(Web page code records)
%%
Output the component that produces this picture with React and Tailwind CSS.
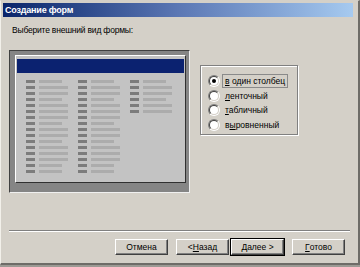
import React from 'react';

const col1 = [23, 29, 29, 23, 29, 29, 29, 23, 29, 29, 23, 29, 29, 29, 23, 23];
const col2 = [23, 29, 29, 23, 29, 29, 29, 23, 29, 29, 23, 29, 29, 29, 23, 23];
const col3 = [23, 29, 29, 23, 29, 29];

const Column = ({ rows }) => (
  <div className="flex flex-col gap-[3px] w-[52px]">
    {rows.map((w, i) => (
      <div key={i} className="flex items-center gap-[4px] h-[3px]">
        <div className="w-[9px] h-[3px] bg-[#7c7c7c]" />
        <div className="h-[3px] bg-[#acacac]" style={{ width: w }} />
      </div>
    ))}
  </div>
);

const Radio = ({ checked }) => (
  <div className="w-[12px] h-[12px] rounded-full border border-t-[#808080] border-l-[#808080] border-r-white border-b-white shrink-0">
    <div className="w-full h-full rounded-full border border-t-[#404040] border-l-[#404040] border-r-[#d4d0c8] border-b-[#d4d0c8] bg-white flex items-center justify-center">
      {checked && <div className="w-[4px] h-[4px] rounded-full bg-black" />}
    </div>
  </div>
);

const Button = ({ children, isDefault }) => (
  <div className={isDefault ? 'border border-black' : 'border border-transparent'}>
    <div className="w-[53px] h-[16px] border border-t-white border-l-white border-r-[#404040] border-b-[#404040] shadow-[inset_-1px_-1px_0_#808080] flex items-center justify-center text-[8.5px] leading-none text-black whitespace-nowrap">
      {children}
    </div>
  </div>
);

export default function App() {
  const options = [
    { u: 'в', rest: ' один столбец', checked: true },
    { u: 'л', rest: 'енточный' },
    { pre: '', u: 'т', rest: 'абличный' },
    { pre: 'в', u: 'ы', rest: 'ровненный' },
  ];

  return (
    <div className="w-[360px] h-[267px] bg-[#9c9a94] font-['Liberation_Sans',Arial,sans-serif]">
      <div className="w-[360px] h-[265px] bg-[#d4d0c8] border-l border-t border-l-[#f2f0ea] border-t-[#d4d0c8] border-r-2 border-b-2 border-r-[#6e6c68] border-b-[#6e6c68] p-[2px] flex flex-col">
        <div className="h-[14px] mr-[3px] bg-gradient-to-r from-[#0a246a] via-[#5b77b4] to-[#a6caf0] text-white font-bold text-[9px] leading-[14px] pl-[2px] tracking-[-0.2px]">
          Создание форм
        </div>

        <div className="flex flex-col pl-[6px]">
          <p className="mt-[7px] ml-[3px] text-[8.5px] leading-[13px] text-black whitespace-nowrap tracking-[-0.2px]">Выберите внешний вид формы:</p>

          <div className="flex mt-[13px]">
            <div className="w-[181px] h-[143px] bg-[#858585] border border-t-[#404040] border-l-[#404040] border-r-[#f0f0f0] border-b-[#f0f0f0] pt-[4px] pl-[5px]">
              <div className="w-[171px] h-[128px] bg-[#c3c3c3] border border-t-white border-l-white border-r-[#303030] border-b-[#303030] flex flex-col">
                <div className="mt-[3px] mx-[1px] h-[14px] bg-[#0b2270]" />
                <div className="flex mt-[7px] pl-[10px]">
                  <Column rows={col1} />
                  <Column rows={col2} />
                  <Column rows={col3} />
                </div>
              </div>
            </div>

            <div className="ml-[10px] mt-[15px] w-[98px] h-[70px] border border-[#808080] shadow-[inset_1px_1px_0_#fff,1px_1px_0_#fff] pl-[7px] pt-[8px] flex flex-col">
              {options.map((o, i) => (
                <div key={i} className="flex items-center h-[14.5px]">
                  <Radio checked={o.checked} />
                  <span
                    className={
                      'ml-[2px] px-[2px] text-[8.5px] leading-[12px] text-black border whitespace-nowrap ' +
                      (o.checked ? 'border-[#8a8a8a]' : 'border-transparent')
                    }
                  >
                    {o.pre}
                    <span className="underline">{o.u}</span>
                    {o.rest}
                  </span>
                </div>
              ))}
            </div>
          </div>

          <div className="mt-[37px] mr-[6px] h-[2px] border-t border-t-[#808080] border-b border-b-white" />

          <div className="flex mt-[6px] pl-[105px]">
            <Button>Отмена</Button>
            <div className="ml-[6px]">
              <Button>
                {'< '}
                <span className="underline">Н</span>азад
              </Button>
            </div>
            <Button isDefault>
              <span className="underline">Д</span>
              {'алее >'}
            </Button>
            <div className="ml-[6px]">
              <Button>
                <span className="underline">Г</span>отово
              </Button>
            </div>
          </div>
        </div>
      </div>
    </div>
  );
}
%%
%%
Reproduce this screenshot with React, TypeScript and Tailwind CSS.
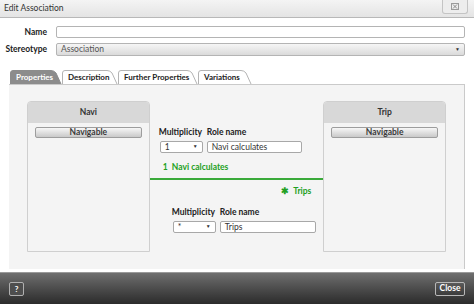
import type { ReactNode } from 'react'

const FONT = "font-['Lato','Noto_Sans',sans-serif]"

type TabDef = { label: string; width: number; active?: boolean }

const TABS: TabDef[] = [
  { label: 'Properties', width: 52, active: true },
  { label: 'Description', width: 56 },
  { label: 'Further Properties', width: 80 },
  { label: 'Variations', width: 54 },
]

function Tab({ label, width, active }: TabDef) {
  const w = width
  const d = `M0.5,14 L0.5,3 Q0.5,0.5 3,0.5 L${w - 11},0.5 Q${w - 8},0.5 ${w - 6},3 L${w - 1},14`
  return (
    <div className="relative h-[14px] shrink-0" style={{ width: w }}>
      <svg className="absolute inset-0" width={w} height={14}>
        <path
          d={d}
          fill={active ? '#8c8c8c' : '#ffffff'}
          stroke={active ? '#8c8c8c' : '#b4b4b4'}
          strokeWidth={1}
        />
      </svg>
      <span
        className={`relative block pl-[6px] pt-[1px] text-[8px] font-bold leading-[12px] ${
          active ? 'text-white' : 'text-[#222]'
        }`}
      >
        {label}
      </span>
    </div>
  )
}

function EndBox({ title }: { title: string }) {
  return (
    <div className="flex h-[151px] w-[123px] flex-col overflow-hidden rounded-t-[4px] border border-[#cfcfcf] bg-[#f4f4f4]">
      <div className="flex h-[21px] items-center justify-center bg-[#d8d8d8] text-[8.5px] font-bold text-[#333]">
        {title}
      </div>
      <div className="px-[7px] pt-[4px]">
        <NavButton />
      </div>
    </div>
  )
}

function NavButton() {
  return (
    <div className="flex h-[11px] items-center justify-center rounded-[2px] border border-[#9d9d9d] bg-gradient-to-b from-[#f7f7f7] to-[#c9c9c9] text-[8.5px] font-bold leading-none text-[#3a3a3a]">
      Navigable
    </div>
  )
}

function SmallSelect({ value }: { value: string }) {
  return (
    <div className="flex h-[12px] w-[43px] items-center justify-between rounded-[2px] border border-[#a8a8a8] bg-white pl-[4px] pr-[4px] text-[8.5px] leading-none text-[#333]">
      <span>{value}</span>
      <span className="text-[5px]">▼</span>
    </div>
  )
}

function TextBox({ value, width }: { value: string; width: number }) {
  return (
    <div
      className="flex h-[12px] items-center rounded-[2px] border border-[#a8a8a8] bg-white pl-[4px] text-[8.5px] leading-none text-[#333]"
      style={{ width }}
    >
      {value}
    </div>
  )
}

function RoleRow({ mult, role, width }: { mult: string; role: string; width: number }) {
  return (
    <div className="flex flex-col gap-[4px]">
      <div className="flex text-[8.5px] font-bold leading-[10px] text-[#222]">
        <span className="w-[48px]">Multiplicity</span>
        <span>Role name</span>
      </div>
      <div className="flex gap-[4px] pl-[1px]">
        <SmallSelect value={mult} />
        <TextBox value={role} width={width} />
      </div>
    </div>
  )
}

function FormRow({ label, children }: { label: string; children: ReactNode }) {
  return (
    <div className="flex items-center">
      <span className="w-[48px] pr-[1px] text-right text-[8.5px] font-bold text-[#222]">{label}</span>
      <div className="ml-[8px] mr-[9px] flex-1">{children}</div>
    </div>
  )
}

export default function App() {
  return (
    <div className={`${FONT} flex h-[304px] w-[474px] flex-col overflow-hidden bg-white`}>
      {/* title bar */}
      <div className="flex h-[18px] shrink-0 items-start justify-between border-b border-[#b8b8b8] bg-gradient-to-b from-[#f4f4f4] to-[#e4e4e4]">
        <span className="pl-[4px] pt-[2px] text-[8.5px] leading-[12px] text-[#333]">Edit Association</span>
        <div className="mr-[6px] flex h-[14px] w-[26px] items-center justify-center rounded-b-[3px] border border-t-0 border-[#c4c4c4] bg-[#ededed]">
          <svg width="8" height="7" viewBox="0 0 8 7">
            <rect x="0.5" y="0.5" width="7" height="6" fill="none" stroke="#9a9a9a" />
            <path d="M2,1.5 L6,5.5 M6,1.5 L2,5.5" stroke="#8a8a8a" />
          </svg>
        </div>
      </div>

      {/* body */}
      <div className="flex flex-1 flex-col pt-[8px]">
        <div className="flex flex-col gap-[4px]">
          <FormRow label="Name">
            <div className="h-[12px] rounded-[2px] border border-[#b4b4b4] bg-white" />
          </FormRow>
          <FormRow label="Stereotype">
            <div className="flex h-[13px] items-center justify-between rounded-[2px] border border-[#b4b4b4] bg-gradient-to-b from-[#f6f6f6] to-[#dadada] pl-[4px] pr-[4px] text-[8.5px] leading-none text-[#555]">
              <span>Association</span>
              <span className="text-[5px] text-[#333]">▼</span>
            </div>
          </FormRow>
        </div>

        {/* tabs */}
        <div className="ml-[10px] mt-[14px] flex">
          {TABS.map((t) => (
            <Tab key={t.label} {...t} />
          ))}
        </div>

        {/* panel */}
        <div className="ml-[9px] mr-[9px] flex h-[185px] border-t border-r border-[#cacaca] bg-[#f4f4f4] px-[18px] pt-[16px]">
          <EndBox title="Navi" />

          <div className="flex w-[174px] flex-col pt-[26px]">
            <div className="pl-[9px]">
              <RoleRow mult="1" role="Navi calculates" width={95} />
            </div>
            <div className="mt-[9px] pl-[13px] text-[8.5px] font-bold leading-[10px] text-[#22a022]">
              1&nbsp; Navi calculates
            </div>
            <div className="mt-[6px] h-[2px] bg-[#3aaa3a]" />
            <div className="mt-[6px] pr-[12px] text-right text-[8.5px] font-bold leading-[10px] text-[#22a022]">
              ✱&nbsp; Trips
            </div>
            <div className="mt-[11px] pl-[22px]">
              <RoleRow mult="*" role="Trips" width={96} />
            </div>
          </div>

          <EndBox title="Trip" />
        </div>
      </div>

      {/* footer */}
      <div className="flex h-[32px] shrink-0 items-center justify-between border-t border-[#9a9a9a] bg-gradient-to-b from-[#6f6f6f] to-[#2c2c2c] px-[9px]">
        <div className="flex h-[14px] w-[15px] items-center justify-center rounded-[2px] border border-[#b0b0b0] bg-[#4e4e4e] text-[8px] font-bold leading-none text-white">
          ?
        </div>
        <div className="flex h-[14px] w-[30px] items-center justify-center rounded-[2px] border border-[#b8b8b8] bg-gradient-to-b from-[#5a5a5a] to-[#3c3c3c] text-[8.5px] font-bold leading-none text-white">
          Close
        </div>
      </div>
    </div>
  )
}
%%
_Short problem_
Output nothing except the lines from the one containing "Output the component" through the one containing "const col3 = [23, 29, 29, 23, 29, 29];", both kept, with the pictures removed.

_Response for this exercise_
Output the component that produces this picture with React and Tailwind CSS.
import React from 'react';

const col1 = [23, 29, 29, 23, 29, 29, 29, 23, 29, 29, 23, 29, 29, 29, 23, 23];
const col2 = [23, 29, 29, 23, 29, 29, 29, 23, 29, 29, 23, 29, 29, 29, 23, 23];
const col3 = [23, 29, 29, 23, 29, 29];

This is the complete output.